“Tougher measures against obesity”: FAO Director-General receives Nutrition Inspiration award
29 Jul 2019 --- Tougher measures to combat the global obesity pandemic are imperative, according to the UN’s Food and Agriculture Organization (FAO) Director-General José Graziano da Silva. Urging the use of concrete fiscal and legal policies to promote healthier diets, da Silva made his strongest appeal yet during the 2018 World Food Prize awards ceremony. The Director-General was honored with the Nutrition Inspiration Award for his lifelong “ambition not only to reduce malnutrition but eradicate it.” The prize from the Global Alliance for Improved Nutrition (GAIN), is given to an individual who has made an outstanding contribution to improving global nutrition.
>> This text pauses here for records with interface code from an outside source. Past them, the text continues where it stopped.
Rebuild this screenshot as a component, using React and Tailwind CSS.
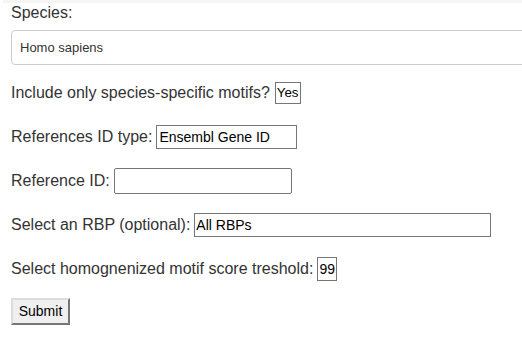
export default function App() {
  const box = 'border border-[#767676] text-black text-[13.33px] leading-none flex items-center'
  return (
    <div className="w-[522px] h-[337px] overflow-hidden bg-white text-[16px] text-[#333] font-['Liberation_Sans',Arial,sans-serif]">
      <div className="h-[3px] ml-[3px] bg-[#f5f5f5]" />
      <div className="pl-[11px]">
        <div className="pt-[1px] h-[27px] leading-[18px]">Species:</div>
        <div className="w-[540px] h-[35px] border border-[#ccc] rounded-[4px] pl-[8px] flex items-center text-[13px] text-[#333]">
          Homo sapiens
        </div>

        <div className="mt-[6px] h-[44px] flex items-center">
          <span>Include only species-specific motifs?</span>
          <span className={`${box} ml-[5px] h-[22px] px-[1px]`}>Yes</span>
        </div>

        <div className="h-[44px] flex items-center">
          <span>References ID type:</span>
          <span className={`${box} ml-[4px] w-[141px] h-[24px] pl-[2px] text-[14px]`}>Ensembl Gene ID</span>
        </div>

        <div className="h-[44px] flex items-center">
          <span>Reference ID:</span>
          <span className={`${box} ml-[4px] w-[178px] h-[26px] rounded-[2px]`} />
        </div>

        <div className="h-[44px] flex items-center">
          <span>Select an RBP (optional):</span>
          <span className={`${box} ml-[4px] w-[297px] h-[24px] pl-[1px] text-[14px]`}>All RBPs</span>
        </div>

        <div className="h-[44px] flex items-center">
          <span>Select homognenized motif score treshold:</span>
          <span className={`${box} ml-[4px] h-[24px] px-[1px] text-[14px]`}>99</span>
        </div>

        <button className="mt-[7px] w-[59px] h-[27px] flex items-center justify-center bg-[#efefef] text-black text-[14px] border-2 border-t-[#dcdcdc] border-l-[#dcdcdc] border-b-[#767676] border-r-[#767676]">
          Submit
        </button>
      </div>
    </div>
  )
}
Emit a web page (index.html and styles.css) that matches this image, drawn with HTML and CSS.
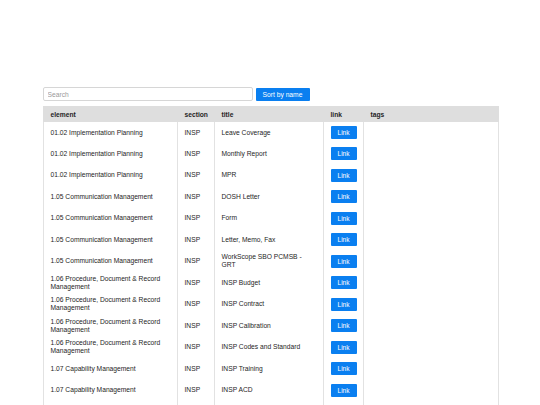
FILE: index.html
```html
<!DOCTYPE html>
<html>
<head>
<meta charset="utf-8">
<link rel="stylesheet" href="styles.css">
</head>
<body>
<div class="wrap">
  <div class="controls">
    <input class="search" type="text" placeholder="Search">
    <button class="sort">Sort by name</button>
  </div>
  <table class="grid">
    <colgroup>
      <col class="c-el"><col class="c-sec"><col class="c-title"><col class="c-link"><col class="c-tags">
    </colgroup>
    <thead>
      <tr><th>element</th><th>section</th><th>title</th><th>link</th><th>tags</th></tr>
    </thead>
    <tbody>
      <tr><td>01.02 Implementation Planning</td><td>INSP</td><td>Leave Coverage</td><td><a class="btn">Link</a></td><td></td></tr>
      <tr><td>01.02 Implementation Planning</td><td>INSP</td><td>Monthly Report</td><td><a class="btn">Link</a></td><td></td></tr>
      <tr><td>01.02 Implementation Planning</td><td>INSP</td><td>MPR</td><td><a class="btn">Link</a></td><td></td></tr>
      <tr><td>1.05 Communication Management</td><td>INSP</td><td>DOSH Letter</td><td><a class="btn">Link</a></td><td></td></tr>
      <tr><td>1.05 Communication Management</td><td>INSP</td><td>Form</td><td><a class="btn">Link</a></td><td></td></tr>
      <tr><td>1.05 Communication Management</td><td>INSP</td><td>Letter, Memo, Fax</td><td><a class="btn">Link</a></td><td></td></tr>
      <tr><td>1.05 Communication Management</td><td>INSP</td><td>WorkScope SBO PCMSB -<br>GRT</td><td><a class="btn">Link</a></td><td></td></tr>
      <tr><td>1.06 Procedure, Document &amp; Record<br>Management</td><td>INSP</td><td>INSP Budget</td><td><a class="btn">Link</a></td><td></td></tr>
      <tr><td>1.06 Procedure, Document &amp; Record<br>Management</td><td>INSP</td><td>INSP Contract</td><td><a class="btn">Link</a></td><td></td></tr>
      <tr><td>1.06 Procedure, Document &amp; Record<br>Management</td><td>INSP</td><td>INSP Calibration</td><td><a class="btn">Link</a></td><td></td></tr>
      <tr><td>1.06 Procedure, Document &amp; Record<br>Management</td><td>INSP</td><td>INSP Codes and Standard</td><td><a class="btn">Link</a></td><td></td></tr>
      <tr><td>1.07 Capability Management</td><td>INSP</td><td>INSP Training</td><td><a class="btn">Link</a></td><td></td></tr>
      <tr><td>1.07 Capability Management</td><td>INSP</td><td>INSP ACD</td><td><a class="btn">Link</a></td><td></td></tr>
      <tr><td></td><td></td><td></td><td><a class="btn">Link</a></td><td></td></tr>
    </tbody>
  </table>
</div>
</body>
</html>
```
FILE: styles.css
```css
html, body {
  margin: 0;
  padding: 0;
  background: #ffffff;
}
body {
  font-family: "Liberation Sans", Arial, sans-serif;
  font-size: 6.7px;
  color: #1e1e1e;
}
.wrap {
  width: 455px;
  margin: 87px auto 0;
}
.controls {
  display: flex;
  align-items: center;
  gap: 3px;
  height: 14px;
}
.search {
  box-sizing: border-box;
  width: 210px;
  height: 14px;
  margin: 0;
  padding: 0 4px;
  border: 1px solid #d6d6d6;
  border-radius: 2px;
  font-family: inherit;
  font-size: 6.7px;
  color: #333;
  outline: none;
}
.search::placeholder {
  color: #9a9a9a;
}
.sort {
  box-sizing: border-box;
  width: 54px;
  height: 13px;
  margin: 1px 0 0;
  padding: 0;
  border: none;
  border-radius: 1px;
  background: #0a7ff0;
  color: #fff;
  font-family: inherit;
  font-size: 6.7px;
}
.grid {
  width: 455px;
  margin-top: 5px;
  border-collapse: collapse;
  table-layout: fixed;
}
.c-el { width: 134px; }
.c-sec { width: 37px; }
.c-title { width: 109px; }
.c-link { width: 40px; }
.c-tags { width: 135px; }
.grid th {
  background: #dedede;
  height: 15px;
  padding: 0 7px;
  text-align: left;
  font-weight: bold;
  color: #1e1e1e;
  border: 1px solid #dedede;
  box-sizing: border-box;
}
.grid td {
  height: 21.5px;
  padding: 0 7px;
  line-height: 8px;
  vertical-align: middle;
  border-left: 1px solid #e2e2e2;
  border-right: 1px solid #e2e2e2;
  box-sizing: border-box;
}
.btn {
  display: inline-block;
  width: 26px;
  height: 13px;
  line-height: 13px;
  text-align: center;
  background: #0a7ff0;
  color: #fff;
  border-radius: 1px;
  font-size: 6.5px;
}
```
The news comes at the heels of FAO’s inauguration of the World Sustainable Urban Food Centre (CEMAS). The center is a joint initiative of FAO and the city of Valencia, Spain, to strengthen, advise and coordinate cities around the world in the management and exchange of knowledge on sustainable, local food systems.
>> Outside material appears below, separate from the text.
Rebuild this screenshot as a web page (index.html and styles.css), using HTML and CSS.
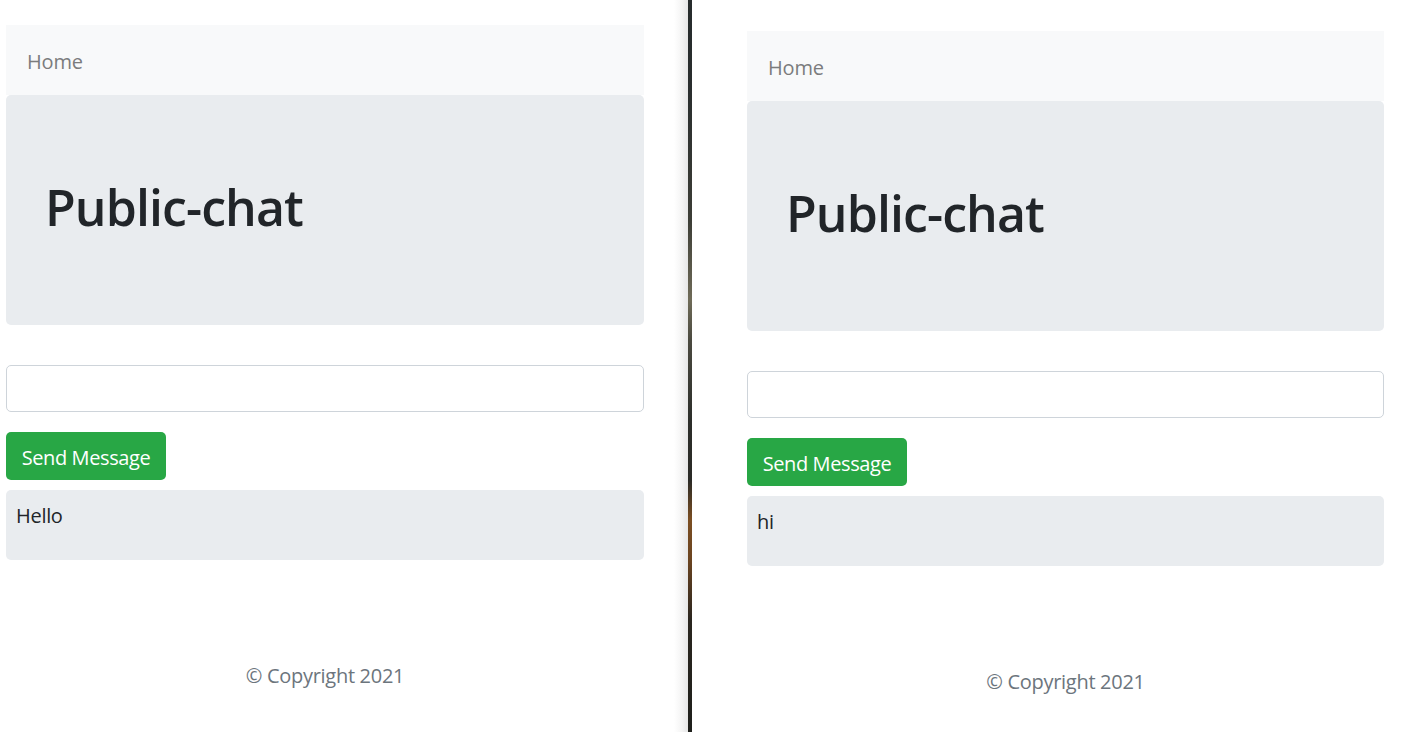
FILE: index.html
```html
<!DOCTYPE html>
<html lang="en">
<head>
<meta charset="utf-8">
<title>Public-chat</title>
<link rel="stylesheet" href="styles.css">
</head>
<body>
<div class="desktop">
  <section class="window window-left">
    <div class="page">
      <nav class="navbar"><a class="nav-link" href="#">Home</a></nav>
      <header class="jumbotron"><h1 class="title">Public-chat</h1></header>
      <input class="form-control" type="text">
      <button class="btn-send" type="button">Send Message</button>
      <div class="message"><p>Hello</p></div>
      <footer class="footer">© Copyright 2021</footer>
    </div>
  </section>
  <div class="divider"></div>
  <section class="window window-right">
    <div class="page">
      <nav class="navbar"><a class="nav-link" href="#">Home</a></nav>
      <header class="jumbotron"><h1 class="title">Public-chat</h1></header>
      <input class="form-control" type="text">
      <button class="btn-send" type="button">Send Message</button>
      <div class="message"><p>hi</p></div>
      <footer class="footer">© Copyright 2021</footer>
    </div>
  </section>
</div>
</body>
</html>
```
FILE: styles.css
```css
* { box-sizing: border-box; }
html, body {
  margin: 0;
  padding: 0;
  height: 100%;
  overflow: hidden;
}
body {
  font-family: "Open Sans", "Noto Sans", sans-serif;
  font-size: 20px;
  line-height: 1.5;
  color: #212529;
  background: #fff;
}
.desktop {
  display: flex;
  height: 732px;
}
.window {
  background: #fff;
  height: 100%;
}
.window-left {
  width: 688px;
  flex: none;
  padding: 25px 0 0 6px;
  background: linear-gradient(to right, #fff 0, #fff 674px, #f4f4f4 682px, #e6e6e6 688px);
}
.window-right {
  flex: 1;
  padding: 31px 0 0 55px;
}
.divider {
  width: 4px;
  flex: none;
  background: linear-gradient(to bottom,
    #262b2c 0, #2a2e2e 90px, #3c3d36 220px, #6f6b58 300px, #4b4a40 340px,
    #2c2e2a 420px, #2a2a26 480px, #7b4e22 520px, #6b4420 560px,
    #2a261f 620px, #1e1f1b 732px);
}
.page {
  width: 638px;
  display: flex;
  flex-direction: column;
  align-items: flex-start;
}
.window-right .page { width: 637px; }
.navbar {
  width: 100%;
  height: 70px;
  background: #f8f9fa;
  padding: 22px 21px 18px;
  display: flex;
  align-items: center;
}
.nav-link {
  color: #7b7c7d;
  text-decoration: none;
  line-height: 30px;
  letter-spacing: -0.2px;
}
.jumbotron {
  width: 100%;
  height: 230px;
  background: #e9ecef;
  border-radius: 5px;
  padding: 82px 39px 0;
  margin-bottom: 40px;
}
.title {
  margin: 0;
  font-size: 50px;
  line-height: 60px;
  font-weight: 600;
  letter-spacing: -0.9px;
  color: #212529;
}
.form-control {
  display: block;
  width: 100%;
  height: 47px;
  border: 1px solid #ced4da;
  border-radius: 5px;
  background: #fff;
  font: inherit;
  padding: 7px 15px;
  margin: 0 0 20px;
  outline: none;
}
.btn-send {
  height: 48px;
  width: 160px;
  border: 0;
  border-radius: 5px;
  background: #28a745;
  color: #fff;
  font: inherit;
  font-size: 20px;
  line-height: 30px;
  letter-spacing: -0.4px;
  padding: 3px 0 0;
  margin: 0 0 10px;
  cursor: pointer;
}
.message {
  width: 100%;
  background: #e9ecef;
  border-radius: 5px;
  padding: 11px 10px 9px;
}
.message p {
  margin: 0 0 20px;
  line-height: 30px;
  letter-spacing: -0.3px;
}
.footer {
  width: 100%;
  text-align: center;
  color: #6c757d;
  line-height: 30px;
  margin-top: 101px;
  letter-spacing: -0.3px;
}
```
“There are already more obese people than hungry people in the world. People are increasingly eating badly and the main reason is that current food systems encourage the consumption of ultra-processed foods, which are high in salt, sugar, saturated fats and artificial ingredients,” says da Silva, warning of the rising obesity “pandemic” in five continents.
“It is difficult to find and buy healthy food in our cities today,” da Silva notes, adding that there are numerous policy tools to improve the accessibility and affordability of healthier diets.
Da Silva “has a personal, national and global track record in fighting hunger and he has inspired others to follow his lead” says Lawrence Haddad, Executive Director of GAIN, which, since its 2002 launch, has worked with partners, stakeholders and policymakers to support making healthier food choices more affordable, more available and more desirable.
“Graziano da Silva made nutrition a strategic priority for FAO,” says Tedros Adhanom Ghebreyesus, Director-General of the World Health Organization (WHO), who also added that he looked forward to “building on Graziano da Silva’s legacy” with Qu Dongyu, who succeeds da Silva at FAO’s helm at the end of this month.
Unhealthy diets and malnutrition are responsible for almost one in every three deaths, and non-communicable diseases, driven largely by poor diets, cost the world more than US$7 trillion each year, Ghebreyesus notes. “A business-as usual-approach will only lead to worse health, more environmental problems and larger costs,” he adds. “This is the challenge we must face together.”
The citation also notes da Silva’s commitment and achievements as Special Minister for Food Security in Brazil, as well as later ones during his two terms leading FAO, where he pioneered partnerships and dialogue between the public and private sectors. “His personal influence has secured political commitment at the highest levels to the cause of ending hunger and malnutrition,” the award notes.
The event included a panel chaired by David Nabarro, a longtime senior UN civil servant who is currently Curator of Food Systems Dialogues, which promotes and convenes high-profile opportunities for a broad range of stakeholders to meet and foster understanding, encourage alignments and accelerate the sustainable transformation of food systems. Nabarro and Haddad won the prestigious World Food Prize last year.
Leading figures of key strategic partners of FAO, including Global Panel on Agriculture and Food Systems for Nutrition (GLOPAN), NCD Alliance and Scaling Up Nutrition (SUN), also spoke at the event.
Focus on quality diet
The award was given in the context of a panel discussion focusing on FAO’s recent work in the fight against hunger and the future challenges posed by the increasing world population, rapid urbanization and changing diets, especially in low- and middle-income countries.
In recent years, FAO has pushed nutrition higher up the global agenda, holding a major international conference on nutrition that led to the Rome Declaration on Nutrition – an accompanying technical Framework for Action to guide its implementation – and advocating for the UN Decade of Action on Nutrition. During his eight years at FAO, da Silva systematically noted that the world produces enough food to feed everyone but this has not led to the end of hunger. Additionally, more complex nutrition problems, such as obesity and diet-driven diseases, loom today.
He also brought focus on how local and national governments have tools to improve food systems. Citing Mexico’s sugar tax as an example, he noted that pricing and subsidy policies can be tweaked and that cities can promote local circuits so that not only “hot dogs and burgers” are available. “The invisible hand of the market has a lot of hands behind it,” he added.